I told Daughter One that's the way I make decisions. When I was angsting over whether to have a third child, I asked myself the following question: "What would I regret more? Having a child or not having a child?" I knew I might regret not having another child but I would never - ever - regret having a child. No matter the hard work and sacrifice involved.
So, I said to her, "Which university would you regret NOT going to more?" A light went on in her eyes. I think I know which one she's going to pick. We'll see. I'll let you know.
Anyway, so that's the method I use to make a decision - thinking about which would be my greater regret. What helps you make those hard to make decisions?
Daughter One is going to university in the fall. Going, that is, if she ever decides which offer to accept. She's narrowed it to two excellent universities both with equally impressive pros and a minimal list of cons (she likes to make lists). She is paralyzed with indecision. The deadline to make a choice is May 28th. I've shortened that to this weekend so as to give us a cushion of a few days should there be any technological glitch with sending the acceptance and paying deposits on line.

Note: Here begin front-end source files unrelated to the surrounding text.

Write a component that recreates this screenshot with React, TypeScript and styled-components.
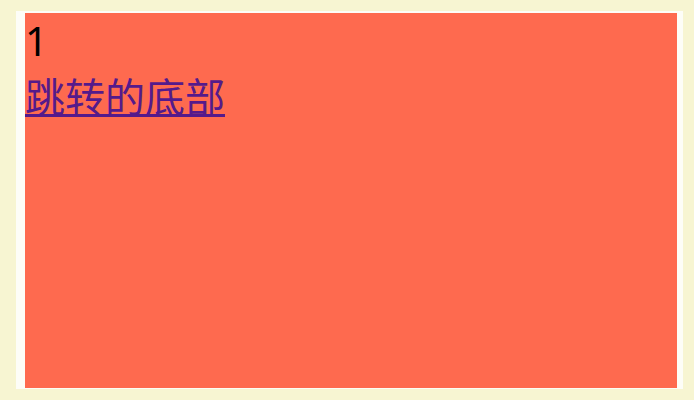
import React from "react";
import styled, { createGlobalStyle } from "styled-components";

const Global = createGlobalStyle`
  html, body {
    margin: 0;
    padding: 0;
    height: 100%;
    background: #f7f5d2;
  }
  #root { height: 100%; }
`;

const Frame = styled.div`
  box-sizing: border-box;
  height: 100%;
  padding: 11px 11px 11px 16px;
  display: flex;
`;

const Sheet = styled.div`
  box-sizing: border-box;
  flex: 1;
  background: #fdfdf7;
  padding: 2px 6px 1px 9px;
  display: flex;
`;

const Panel = styled.div`
  flex: 1;
  background: #fe6a4f;
  font-family: "Noto Sans", "Noto Sans CJK SC", sans-serif;
  font-size: 40px;
  color: #000;
`;

const Num = styled.div`
  line-height: 56px;
`;

const Jump = styled.a`
  display: inline-block;
  color: #551a8b;
  text-decoration: underline;
  text-decoration-thickness: 3px;
  text-underline-offset: 2px;
  font-family: "Noto Sans CJK SC", sans-serif;
  line-height: 44px;
`;

export default function App() {
  return (
    <>
      <Global />
      <Frame>
        <Sheet>
          <Panel>
            <Num>1</Num>
            <Jump href="#bottom">跳转的底部</Jump>
          </Panel>
        </Sheet>
      </Frame>
    </>
  );
}
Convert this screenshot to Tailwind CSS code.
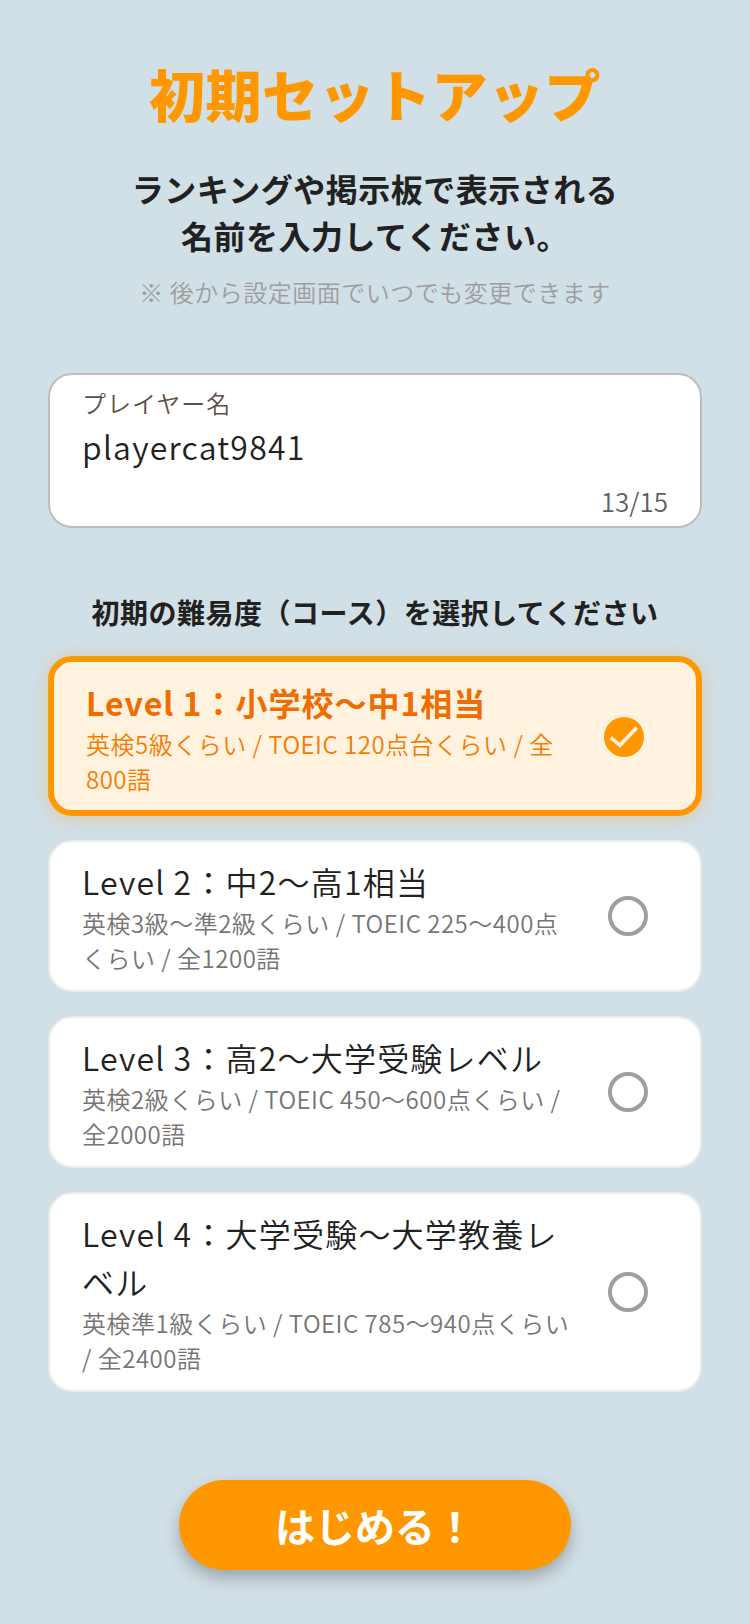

Daughter Two is angsting over whether to continue to participate in a team sport that requires her to miss more classes than she's comfortable with (yes, she is that concerned with academics. She's the only teen who's parents encourage her to slack off).
The Boy can't decide on what to have for breakfast. God help us all when he has to make a major life decision.
The Husband loves to discuss, analyze, dissect, weigh, and plan out every major decision in our lives to the point where it might take months or years to come to a decision that's to his satisfaction. Yes, it drives me that nuts. Our home reno has to be done this year - let's hope decisions are made quickly and painlessly.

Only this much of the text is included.